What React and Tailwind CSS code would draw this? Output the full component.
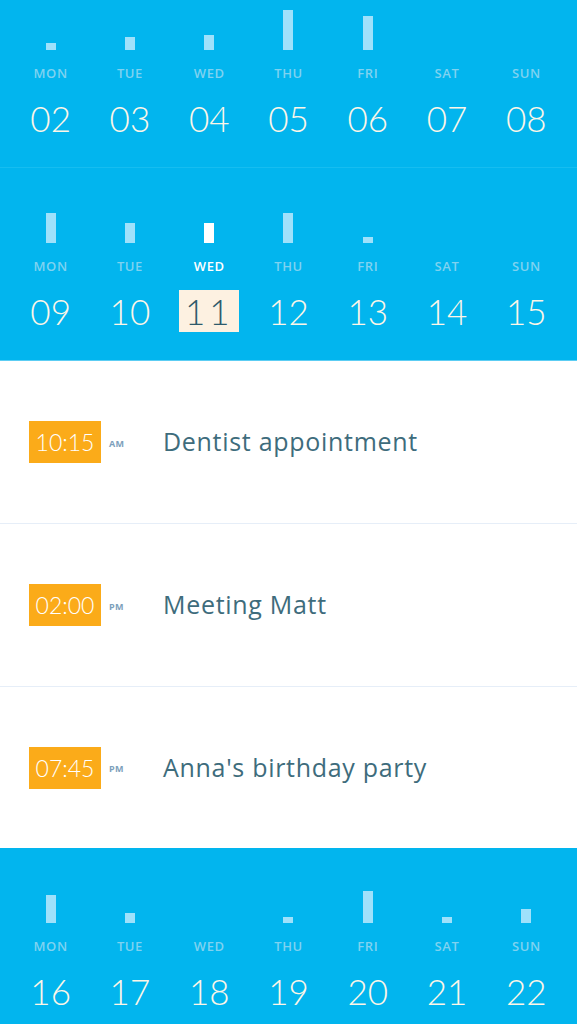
import React from 'react';

const days = ['MON', 'TUE', 'WED', 'THU', 'FRI', 'SAT', 'SUN'];

const weeks = [
    { id: 'w1', dates: ['02', '03', '04', '05', '06', '07', '08'], bars: [7, 13, 15, 40, 34, 0, 0] },
    { id: 'w2', dates: ['09', '10', '11', '12', '13', '14', '15'], bars: [30, 20, 20, 30, 6, 0, 0], selected: 2 },
    { id: 'w3', dates: ['16', '17', '18', '19', '20', '21', '22'], bars: [28, 10, 0, 6, 32, 6, 14] },
];

const events = [
    { time: '10:15', period: 'AM', title: 'Dentist appointment' },
    { time: '02:00', period: 'PM', title: 'Meeting Matt' },
    { time: '07:45', period: 'PM', title: "Anna's birthday party" },
];

const Week = ({ week, className }) => (
    <div className={`h-[193px] bg-[#02b5ee] px-[11px] pt-[35px] grid grid-cols-7 ${className}`}>
        {week.dates.map((date, i) => {
            const active = week.selected === i;
            return (
                <div key={date} className="flex flex-col items-center">
                    <div className="h-[40px] flex items-end">
                        {week.bars[i] > 0 && (
                            <div
                                className={`w-[10px] ${active ? 'bg-white' : 'bg-[#9fe1fb]'}`}
                                style={{ height: week.bars[i] }}
                            />
                        )}
                    </div>
                    <div
                        className={`mt-[15px] h-[16px] leading-[16px] text-[13px] font-semibold tracking-[0.6px] ${active ? 'text-white' : 'text-[#7fd2f0]'}`}
                        style={{ fontFamily: '"Open Sans", sans-serif' }}
                    >
                        {days[i]}
                    </div>
                    <div
                        className={`mt-[16px] h-[42px] leading-[42px] text-[35px] font-light text-center ${active ? 'w-[60px] bg-[#fdf1e1] text-[#2e5a6b] tracking-[4px]' : 'text-[#fdf6e8]'}`}
                        style={{ fontFamily: 'Lato, "Open Sans", sans-serif' }}
                    >
                        {date}
                    </div>
                </div>
            );
        })}
    </div>
);

export default function App() {
    return (
        <div className="w-[577px] h-[1024px] overflow-hidden bg-white">
            <Week week={weeks[0]} className="-mt-[25px] border-b border-[#16bdf0]" />
            <Week week={weeks[1]} className="border-b border-[#5ccdf3]" />
            <div className="bg-white">
                {events.map((ev, i) => (
                    <div
                        key={ev.time}
                        className={`flex items-center pl-[29px] ${i < events.length - 1 ? 'h-[163px] border-b border-[#e6eef8]' : 'h-[161px]'}`}
                    >
                        <div
                            className="w-[72px] h-[42px] bg-[#fbab19] text-white text-[23px] font-light leading-[42px] text-center"
                            style={{ fontFamily: 'Lato, "Open Sans", sans-serif' }}
                        >
                            {ev.time}
                        </div>
                        <div
                            className="w-[62px] pl-[8px] pt-[3px] text-[9px] font-bold tracking-[0.3px] text-[#7d9fbb]"
                            style={{ fontFamily: '"Open Sans", sans-serif' }}
                        >
                            {ev.period}
                        </div>
                        <div
                            className="text-[25px] tracking-[0.7px] text-[#3e6c7c]"
                            style={{ fontFamily: '"Open Sans", sans-serif' }}
                        >
                            {ev.title}
                        </div>
                    </div>
                ))}
            </div>
            <Week week={weeks[2]} />
        </div>
    );
}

## Aim
Restate the whole listing above exactly, except for its images.

## Solution for this task
What React and Tailwind CSS code would draw this? Output the full component.
import React from 'react';

const days = ['MON', 'TUE', 'WED', 'THU', 'FRI', 'SAT', 'SUN'];

const weeks = [
    { id: 'w1', dates: ['02', '03', '04', '05', '06', '07', '08'], bars: [7, 13, 15, 40, 34, 0, 0] },
    { id: 'w2', dates: ['09', '10', '11', '12', '13', '14', '15'], bars: [30, 20, 20, 30, 6, 0, 0], selected: 2 },
    { id: 'w3', dates: ['16', '17', '18', '19', '20', '21', '22'], bars: [28, 10, 0, 6, 32, 6, 14] },
];

const events = [
    { time: '10:15', period: 'AM', title: 'Dentist appointment' },
    { time: '02:00', period: 'PM', title: 'Meeting Matt' },
    { time: '07:45', period: 'PM', title: "Anna's birthday party" },
];

const Week = ({ week, className }) => (
    <div className={`h-[193px] bg-[#02b5ee] px-[11px] pt-[35px] grid grid-cols-7 ${className}`}>
        {week.dates.map((date, i) => {
            const active = week.selected === i;
            return (
                <div key={date} className="flex flex-col items-center">
                    <div className="h-[40px] flex items-end">
                        {week.bars[i] > 0 && (
                            <div
                                className={`w-[10px] ${active ? 'bg-white' : 'bg-[#9fe1fb]'}`}
                                style={{ height: week.bars[i] }}
                            />
                        )}
                    </div>
                    <div
                        className={`mt-[15px] h-[16px] leading-[16px] text-[13px] font-semibold tracking-[0.6px] ${active ? 'text-white' : 'text-[#7fd2f0]'}`}
                        style={{ fontFamily: '"Open Sans", sans-serif' }}
                    >
                        {days[i]}
                    </div>
                    <div
                        className={`mt-[16px] h-[42px] leading-[42px] text-[35px] font-light text-center ${active ? 'w-[60px] bg-[#fdf1e1] text-[#2e5a6b] tracking-[4px]' : 'text-[#fdf6e8]'}`}
                        style={{ fontFamily: 'Lato, "Open Sans", sans-serif' }}
                    >
                        {date}
                    </div>
                </div>
            );
        })}
    </div>
);

export default function App() {
    return (
        <div className="w-[577px] h-[1024px] overflow-hidden bg-white">
            <Week week={weeks[0]} className="-mt-[25px] border-b border-[#16bdf0]" />
            <Week week={weeks[1]} className="border-b border-[#5ccdf3]" />
            <div className="bg-white">
                {events.map((ev, i) => (
                    <div
                        key={ev.time}
                        className={`flex items-center pl-[29px] ${i < events.length - 1 ? 'h-[163px] border-b border-[#e6eef8]' : 'h-[161px]'}`}
                    >
                        <div
                            className="w-[72px] h-[42px] bg-[#fbab19] text-white text-[23px] font-light leading-[42px] text-center"
                            style={{ fontFamily: 'Lato, "Open Sans", sans-serif' }}
                        >
                            {ev.time}
                        </div>
                        <div
                            className="w-[62px] pl-[8px] pt-[3px] text-[9px] font-bold tracking-[0.3px] text-[#7d9fbb]"
                            style={{ fontFamily: '"Open Sans", sans-serif' }}
                        >
                            {ev.period}
                        </div>
                        <div
                            className="text-[25px] tracking-[0.7px] text-[#3e6c7c]"
                            style={{ fontFamily: '"Open Sans", sans-serif' }}
                        >
                            {ev.title}
                        </div>
                    </div>
                ))}
            </div>
            <Week week={weeks[2]} />
        </div>
    );
}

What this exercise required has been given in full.